Herne. Immer, wenn es um Baumfällungen geht, wird der Verwaltung vorgeworfen, dass die Stadt zubetoniert wird. Ist das so? Ein Denkanstoß.

Einmal wird der Stadtverwaltung unterstellt, sie behandele Bäume als „Staatsfeinde“, andere sehen die
Gefahr, dass der Gysenberg abgeholzt wird. Andere beziehen die den Cree-Indianern zugeschriebene Weissagung, die mit den Worten beginnt „Erst wenn der letzte Baum gerodet ist...“, auf Herne. Verliert
Herne also an Grün und wird zubetoniert? Wenn man den Blick - gerade zeitlich - etwas weitet, ergibt sich
ein differenziertes Bild. Ein Denkanstoß in der Debatte.

Schaut man ganz weit in die Vergangenheit, hat Herne selbstverständlich an Grün und Bäumen eingebüßt. Vor der Industrialisierung war die Emscherregion landwirtschaftlich geprägt. Doch mit der Kohle änderte sich das. Die Zechen prägten das Bild. Es verschwand viel Grün, Bäume hatten es schwer. „Die einzige Baumart, die mit den Staubemissionen zurecht kam, war die Platane“, so Heinz-Jürgen Kuhl, Leiter des Fachbereichs Stadtgrün.

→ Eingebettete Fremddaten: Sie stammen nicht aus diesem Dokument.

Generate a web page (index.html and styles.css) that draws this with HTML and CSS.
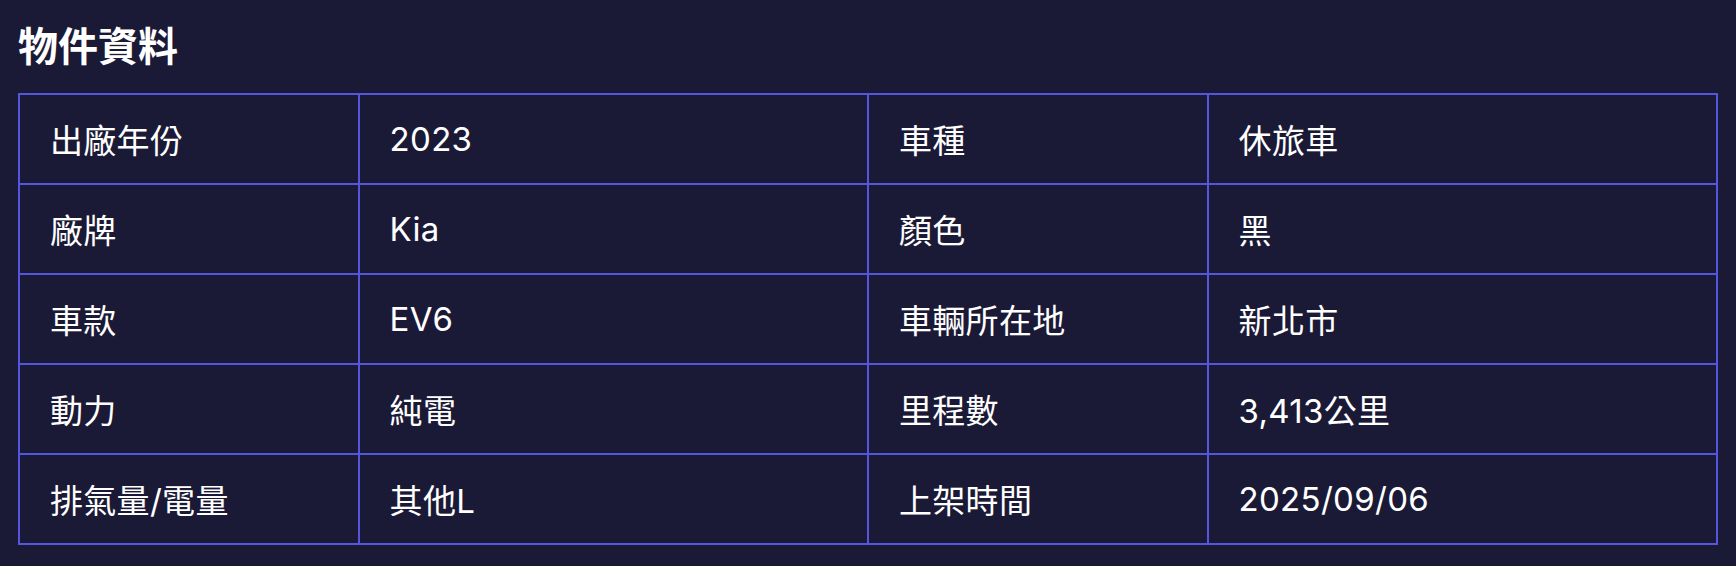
FILE: index.html
```html
<!DOCTYPE html>
<html lang="zh-Hant">
<head>
<meta charset="utf-8">
<title>物件資料</title>
<link rel="stylesheet" href="styles.css">
</head>
<body>
<section class="specs">
  <h2 class="specs-title">物件資料</h2>
  <table class="specs-table">
    <colgroup>
      <col class="col-label">
      <col class="col-value">
      <col class="col-label">
      <col class="col-value">
    </colgroup>
    <tbody>
      <tr><td>出廠年份</td><td>2023</td><td>車種</td><td>休旅車</td></tr>
      <tr><td>廠牌</td><td>Kia</td><td>顏色</td><td>黑</td></tr>
      <tr><td>車款</td><td>EV6</td><td>車輛所在地</td><td>新北市</td></tr>
      <tr><td>動力</td><td>純電</td><td>里程數</td><td>3,413公里</td></tr>
      <tr><td>排氣量/電量</td><td>其他L</td><td>上架時間</td><td>2025/09/06</td></tr>
    </tbody>
  </table>
</section>
</body>
</html>
```

FILE: styles.css
```css
html, body {
  margin: 0;
  background: #1b1a36;
}
body {
  padding: 18px;
  color: #ffffff;
  font-family: Inter, "Noto Sans CJK TC", "Noto Sans", sans-serif;
}
.specs-title {
  margin: 0 0 17px;
  font-size: 40px;
  line-height: 58px;
  font-weight: 700;
}
.specs-table {
  width: 100%;
  border-collapse: collapse;
  table-layout: fixed;
  font-size: 33px;
  letter-spacing: 0.3px;
}
.col-label { width: 20%; }
.col-value { width: 30%; }
.specs-table td {
  border: 2px solid #5556de;
  height: 90px;
  padding: 0 30px;
  box-sizing: border-box;
  vertical-align: middle;
  white-space: nowrap;
}
```
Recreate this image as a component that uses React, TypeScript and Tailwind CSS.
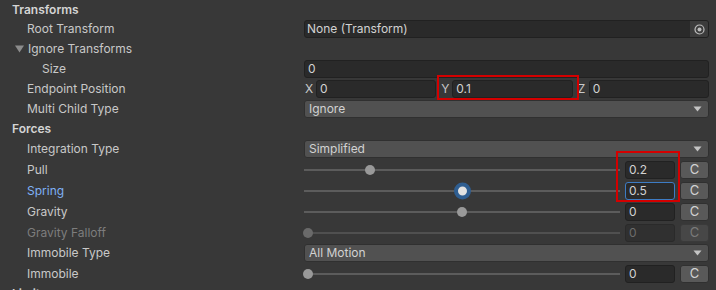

Pluto, Optelaak, Flottmann, Uhlenbruch: Auf vielen Flächen kehrte Grün zurück

Doch in der zweiten Hälfte des 20. Jahrhunderts begann das Zechensterben - und an dieser Stelle wird der Blick auf den Grünanteil in der Stadt interessant. In vielen Fällen kehrte nämlich das Grün - und damit Tausende Bäume - zurück. Manchmal steckt die Entwicklung schon im Namen: Kunstwald Teutoburgia. In Constantin grünte es, wer auf verschlungenen Pfaden auf dem Areal der Zeche Königsgrube in
Röhlinghausen wandelt, kann zwischen dichtem Grün überwucherte Gleise der Zechenbahn entdecken.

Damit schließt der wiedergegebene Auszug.